On Sat, Feb 14, 2004 at 11:09:52AM +0100, Mathieu Roy wrote:

Erg, another non-developer? But hey, at least you're in the queue.

> Anthony Towns <aj@azure.humbug.org.au> wrote:
> > My conclusion is that in order to achieve our goals of supporting our
> > users and the free software community, we can't give too much credence
> > to people just because they complain a lot. One of the ways in which we
> > do that is to say "it doesn't matter how much anyone complains; it's the
> > maintainers decision. if you don't like that, convince them otherwise,
> > prepare a patch, work around the problem, use a different program,
> > or use a different distribution".
> This make sense. But if I correctly understood the situation, it would
> be like if the maintainer was refusing to apply a correct patch.

No, it would be like a maintainer ignoring a patch because it's not
particularly important, may not be desirable and there are other things
to worry about. And that's the maintainer's prerogative.

> Maybe I misunderstood the situation. Maybe the complainers should
> write down exactly what they propose, on just one page, and then, the
> maintainers should reply to each proposal why it is possible or
> not. 

Again, no. The maintainer's don't owe anything to the complainers. If the
complainers want to do something, it's *entirely* their responsibility to
make it happen. If they're not being helped, they need to work out some
way of either working with the maintainer in a way that's acceptable to
them, or they need to work out a way of making it so the maintainer's
not affected at all by their desires.

A lot of people like to analyse open source development as a "gift
culture".  One of the corollories of that is that you don't get to place
conditions on the gifts people give you, or demand more gifts. You accept
them with a smile, and if they're not enough you work something else out.

> >> Can't you keep off the discussion personal attacks? Can't you just
> >> stick to facts and avoid any comments based your very own opinions
> >> about others persons involved knowledge?
> > No, because my goal isn't to justify James and Ryan's actions --
> > I don't believe they need any justification. My goal is to try to get
> > this community to stop ceaselessly attacking the people it relies on.
> You are maybe in your good right, but to prove that, you must in some
> way justify James and Ryan actions. 

The only time it's appropriate to review maintainers' actions is when
they're egregiously bad. In this case, all the buildds for all arches are
operating within spec, so there are absolutely no problems to be solved.

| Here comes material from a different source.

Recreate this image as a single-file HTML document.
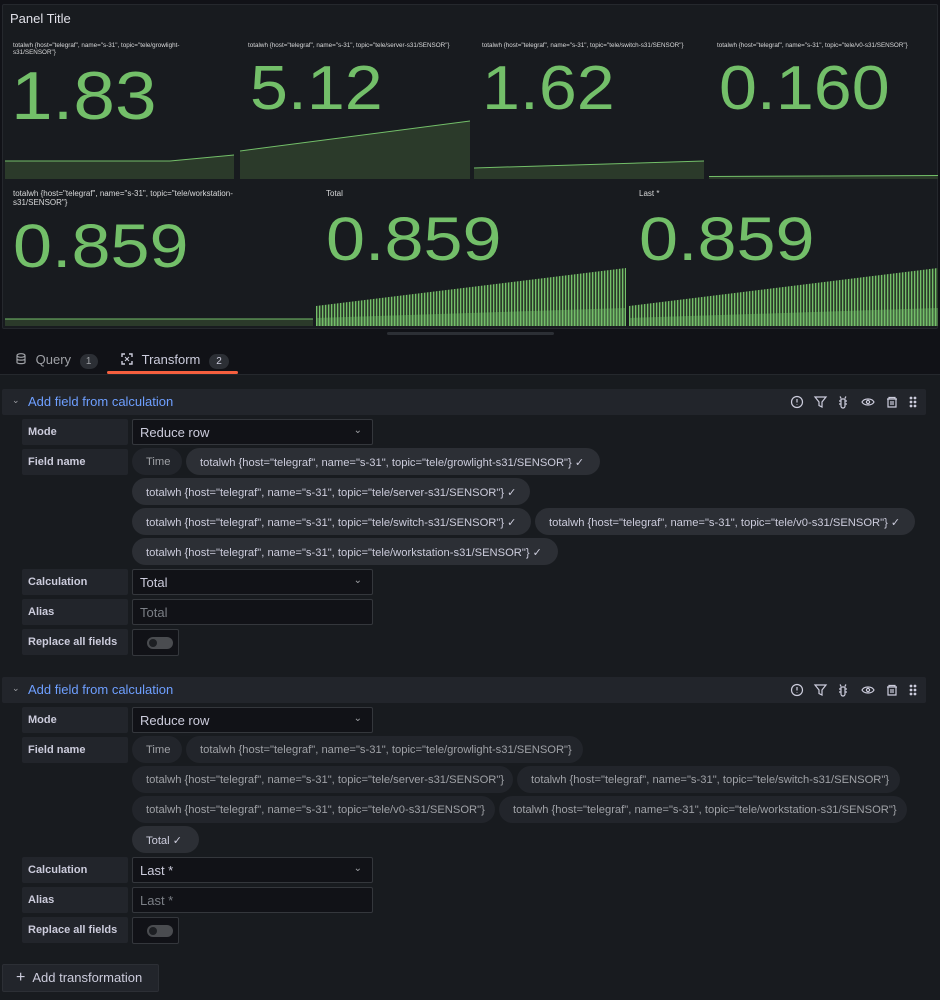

Maybe it's fun to second guess people on things they know more about
and have more experience with than you, but it in general just seems a
waste of time to me.

If you're worried about oversight in general, rather than in this specific
case, then that's not an issue: we have mechanisms available if there are
egregious problems anywhere, and we have multiple people in a position
to review the effectiveness of the buildds. That you mightn't be one of
them is not a problem for the project.

> In other words, criticizing a work being done by Debian maintainers is
> not necessarily a bad thing. 

Well, yes, it is necessarily a bad thing. Nobody likes criticism,
and when we don't offer anything for peoples' contributions apart from
appreciation and the knowledge they're doing something good for the world,
criticism isn't helpful.

There are times when it can be mitigated because certain issues are
important enough to overcome that drawback, and it can conceivably be
unavoidable in certain circumstances, and in some cases having robust
criticism can encourage much more healthy debate, but this case doesn't
come under any of those headings. The issue isn't important, it could
have been dealt with in a number of other ways, and there's nothing
healthy about announcing to the world that people are incompetent,
on crack, and need to be removed.

> If it has no ground, it should not be
> very complicated to prove it and to drop the charges. 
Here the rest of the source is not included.